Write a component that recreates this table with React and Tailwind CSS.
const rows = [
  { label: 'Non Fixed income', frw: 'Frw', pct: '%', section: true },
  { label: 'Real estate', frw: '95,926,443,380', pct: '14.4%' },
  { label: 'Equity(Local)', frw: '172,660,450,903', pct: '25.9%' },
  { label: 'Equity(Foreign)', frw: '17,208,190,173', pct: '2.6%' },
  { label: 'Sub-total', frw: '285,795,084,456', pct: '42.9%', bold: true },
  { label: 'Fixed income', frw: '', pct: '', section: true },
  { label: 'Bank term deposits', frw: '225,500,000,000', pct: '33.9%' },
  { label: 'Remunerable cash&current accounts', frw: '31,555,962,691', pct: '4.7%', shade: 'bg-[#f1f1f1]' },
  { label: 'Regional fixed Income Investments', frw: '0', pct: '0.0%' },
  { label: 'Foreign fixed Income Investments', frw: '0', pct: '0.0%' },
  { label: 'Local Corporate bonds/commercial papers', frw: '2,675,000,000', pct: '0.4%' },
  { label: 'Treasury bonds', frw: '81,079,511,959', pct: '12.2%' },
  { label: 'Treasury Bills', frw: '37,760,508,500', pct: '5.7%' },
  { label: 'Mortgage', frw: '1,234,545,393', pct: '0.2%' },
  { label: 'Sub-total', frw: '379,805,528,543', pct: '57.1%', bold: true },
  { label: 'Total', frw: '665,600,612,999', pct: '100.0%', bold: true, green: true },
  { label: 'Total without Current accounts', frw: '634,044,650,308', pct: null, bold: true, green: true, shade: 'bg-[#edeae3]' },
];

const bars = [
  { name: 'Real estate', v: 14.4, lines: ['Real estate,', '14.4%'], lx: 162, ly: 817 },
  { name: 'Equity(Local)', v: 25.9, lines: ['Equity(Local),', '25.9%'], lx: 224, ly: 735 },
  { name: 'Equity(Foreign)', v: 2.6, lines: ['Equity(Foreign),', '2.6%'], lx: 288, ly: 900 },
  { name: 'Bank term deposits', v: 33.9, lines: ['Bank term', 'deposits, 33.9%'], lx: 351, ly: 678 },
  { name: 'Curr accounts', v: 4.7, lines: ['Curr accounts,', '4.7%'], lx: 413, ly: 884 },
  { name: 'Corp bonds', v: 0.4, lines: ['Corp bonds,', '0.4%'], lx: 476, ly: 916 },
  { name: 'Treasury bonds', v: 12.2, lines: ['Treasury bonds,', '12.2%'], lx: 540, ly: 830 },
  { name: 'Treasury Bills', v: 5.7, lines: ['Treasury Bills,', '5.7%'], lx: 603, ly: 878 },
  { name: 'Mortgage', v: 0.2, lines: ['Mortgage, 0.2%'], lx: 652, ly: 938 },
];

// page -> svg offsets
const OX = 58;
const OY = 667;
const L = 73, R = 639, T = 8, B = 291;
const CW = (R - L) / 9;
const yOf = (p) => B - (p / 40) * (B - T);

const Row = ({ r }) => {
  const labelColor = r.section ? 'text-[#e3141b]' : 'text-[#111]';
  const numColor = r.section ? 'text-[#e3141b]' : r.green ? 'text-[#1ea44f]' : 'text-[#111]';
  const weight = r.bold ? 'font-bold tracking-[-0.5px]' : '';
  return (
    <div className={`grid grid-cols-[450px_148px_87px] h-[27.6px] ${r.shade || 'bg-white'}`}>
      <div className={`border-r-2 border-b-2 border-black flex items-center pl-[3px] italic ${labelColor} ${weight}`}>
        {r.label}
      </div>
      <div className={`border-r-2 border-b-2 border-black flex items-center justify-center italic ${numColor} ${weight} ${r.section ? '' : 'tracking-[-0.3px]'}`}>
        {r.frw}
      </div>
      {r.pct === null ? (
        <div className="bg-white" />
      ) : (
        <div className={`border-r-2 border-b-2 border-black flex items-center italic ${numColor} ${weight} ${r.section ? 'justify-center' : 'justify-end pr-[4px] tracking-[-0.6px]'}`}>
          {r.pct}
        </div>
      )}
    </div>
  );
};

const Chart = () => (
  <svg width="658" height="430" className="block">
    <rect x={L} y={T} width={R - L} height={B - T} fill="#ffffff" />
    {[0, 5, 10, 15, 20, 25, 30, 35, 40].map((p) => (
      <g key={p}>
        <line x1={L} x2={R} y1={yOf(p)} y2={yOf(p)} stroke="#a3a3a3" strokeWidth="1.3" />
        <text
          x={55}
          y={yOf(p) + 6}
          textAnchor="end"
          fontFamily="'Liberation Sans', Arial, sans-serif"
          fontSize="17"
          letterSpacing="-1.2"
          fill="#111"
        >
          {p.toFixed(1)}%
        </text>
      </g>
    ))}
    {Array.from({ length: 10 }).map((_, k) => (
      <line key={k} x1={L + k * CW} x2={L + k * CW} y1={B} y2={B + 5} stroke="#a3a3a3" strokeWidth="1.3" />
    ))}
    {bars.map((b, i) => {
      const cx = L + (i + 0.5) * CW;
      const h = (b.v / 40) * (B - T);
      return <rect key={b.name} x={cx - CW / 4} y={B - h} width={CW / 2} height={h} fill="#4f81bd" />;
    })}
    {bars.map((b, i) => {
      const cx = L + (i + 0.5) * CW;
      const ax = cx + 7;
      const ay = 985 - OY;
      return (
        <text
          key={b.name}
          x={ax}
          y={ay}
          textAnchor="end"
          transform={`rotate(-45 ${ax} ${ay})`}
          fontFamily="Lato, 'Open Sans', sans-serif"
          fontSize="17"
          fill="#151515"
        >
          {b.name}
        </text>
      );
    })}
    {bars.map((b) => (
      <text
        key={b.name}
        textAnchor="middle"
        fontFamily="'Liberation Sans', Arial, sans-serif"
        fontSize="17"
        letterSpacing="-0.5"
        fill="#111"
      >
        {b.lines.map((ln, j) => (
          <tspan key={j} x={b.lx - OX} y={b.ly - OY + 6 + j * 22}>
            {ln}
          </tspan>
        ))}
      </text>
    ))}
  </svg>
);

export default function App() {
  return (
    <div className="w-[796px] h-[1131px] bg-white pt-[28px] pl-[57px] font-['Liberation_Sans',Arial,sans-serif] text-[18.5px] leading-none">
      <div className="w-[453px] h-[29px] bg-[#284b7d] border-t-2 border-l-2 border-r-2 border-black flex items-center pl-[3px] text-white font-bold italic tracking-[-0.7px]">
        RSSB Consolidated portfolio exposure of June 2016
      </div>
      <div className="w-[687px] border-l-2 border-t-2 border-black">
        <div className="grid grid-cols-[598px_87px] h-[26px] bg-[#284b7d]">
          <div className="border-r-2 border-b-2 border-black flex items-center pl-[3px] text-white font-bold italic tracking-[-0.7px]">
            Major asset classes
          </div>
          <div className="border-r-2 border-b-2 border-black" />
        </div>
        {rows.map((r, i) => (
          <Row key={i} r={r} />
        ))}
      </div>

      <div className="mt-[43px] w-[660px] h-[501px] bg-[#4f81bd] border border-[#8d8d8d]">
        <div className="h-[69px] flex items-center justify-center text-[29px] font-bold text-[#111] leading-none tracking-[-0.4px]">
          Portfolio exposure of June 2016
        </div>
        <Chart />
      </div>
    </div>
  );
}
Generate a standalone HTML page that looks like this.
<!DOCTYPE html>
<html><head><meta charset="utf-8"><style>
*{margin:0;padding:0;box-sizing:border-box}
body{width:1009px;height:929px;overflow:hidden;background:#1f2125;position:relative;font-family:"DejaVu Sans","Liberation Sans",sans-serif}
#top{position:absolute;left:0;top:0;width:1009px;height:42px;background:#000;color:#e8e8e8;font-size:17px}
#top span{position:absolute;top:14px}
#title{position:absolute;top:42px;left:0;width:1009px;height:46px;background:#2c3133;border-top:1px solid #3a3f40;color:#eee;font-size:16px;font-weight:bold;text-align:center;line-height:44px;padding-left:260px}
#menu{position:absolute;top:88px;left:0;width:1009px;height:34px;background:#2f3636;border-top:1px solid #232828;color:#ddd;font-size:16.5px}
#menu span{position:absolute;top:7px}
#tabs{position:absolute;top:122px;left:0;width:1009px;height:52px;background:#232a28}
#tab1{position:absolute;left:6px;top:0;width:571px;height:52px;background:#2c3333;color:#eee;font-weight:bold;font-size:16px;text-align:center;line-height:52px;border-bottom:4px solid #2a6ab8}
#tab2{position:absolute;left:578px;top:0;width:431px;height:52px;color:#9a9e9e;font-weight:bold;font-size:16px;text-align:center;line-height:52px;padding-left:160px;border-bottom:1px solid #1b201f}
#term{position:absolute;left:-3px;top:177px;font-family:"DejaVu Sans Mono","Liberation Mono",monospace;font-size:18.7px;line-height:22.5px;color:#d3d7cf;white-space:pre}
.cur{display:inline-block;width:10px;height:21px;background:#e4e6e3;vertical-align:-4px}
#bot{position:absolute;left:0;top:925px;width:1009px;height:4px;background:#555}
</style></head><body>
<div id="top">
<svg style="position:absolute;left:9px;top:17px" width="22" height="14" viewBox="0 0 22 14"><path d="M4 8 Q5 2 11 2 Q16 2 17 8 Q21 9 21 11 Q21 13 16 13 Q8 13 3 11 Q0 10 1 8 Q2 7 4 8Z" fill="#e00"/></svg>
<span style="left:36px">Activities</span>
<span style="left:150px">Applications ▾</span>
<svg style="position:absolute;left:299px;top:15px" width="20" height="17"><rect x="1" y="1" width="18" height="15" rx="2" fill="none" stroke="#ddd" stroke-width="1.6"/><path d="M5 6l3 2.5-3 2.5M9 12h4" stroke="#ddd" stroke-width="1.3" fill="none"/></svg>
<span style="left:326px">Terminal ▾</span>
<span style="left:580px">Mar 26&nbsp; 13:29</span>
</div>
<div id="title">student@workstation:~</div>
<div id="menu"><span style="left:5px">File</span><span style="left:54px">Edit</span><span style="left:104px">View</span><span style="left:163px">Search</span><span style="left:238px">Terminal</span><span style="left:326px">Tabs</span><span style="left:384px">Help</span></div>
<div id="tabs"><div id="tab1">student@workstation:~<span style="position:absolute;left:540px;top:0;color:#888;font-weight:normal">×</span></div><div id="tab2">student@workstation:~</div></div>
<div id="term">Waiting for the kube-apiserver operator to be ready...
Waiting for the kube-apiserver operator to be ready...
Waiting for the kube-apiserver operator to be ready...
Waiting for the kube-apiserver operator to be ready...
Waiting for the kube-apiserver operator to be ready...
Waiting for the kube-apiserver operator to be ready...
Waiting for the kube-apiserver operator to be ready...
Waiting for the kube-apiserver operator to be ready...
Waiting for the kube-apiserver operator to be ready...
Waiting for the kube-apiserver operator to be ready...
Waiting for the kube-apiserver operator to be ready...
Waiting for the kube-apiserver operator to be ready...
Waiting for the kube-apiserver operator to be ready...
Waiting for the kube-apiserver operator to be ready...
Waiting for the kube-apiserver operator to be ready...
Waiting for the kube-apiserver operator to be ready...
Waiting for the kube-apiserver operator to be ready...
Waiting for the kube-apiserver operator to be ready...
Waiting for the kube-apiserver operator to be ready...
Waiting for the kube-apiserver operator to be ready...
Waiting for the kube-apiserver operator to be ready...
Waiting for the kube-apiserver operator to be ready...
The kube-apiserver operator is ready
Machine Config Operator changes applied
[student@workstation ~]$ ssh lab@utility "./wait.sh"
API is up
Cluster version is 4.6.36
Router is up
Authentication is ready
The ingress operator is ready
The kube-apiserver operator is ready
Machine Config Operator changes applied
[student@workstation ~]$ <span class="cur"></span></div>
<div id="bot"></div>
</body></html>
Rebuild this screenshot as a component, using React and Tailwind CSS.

────────

**Requirements**
Pick out all the lines with the word "that" in them and copy them.

**Answer for the task**
Write a component that recreates this table with React and Tailwind CSS.
Generate a standalone HTML page that looks like this.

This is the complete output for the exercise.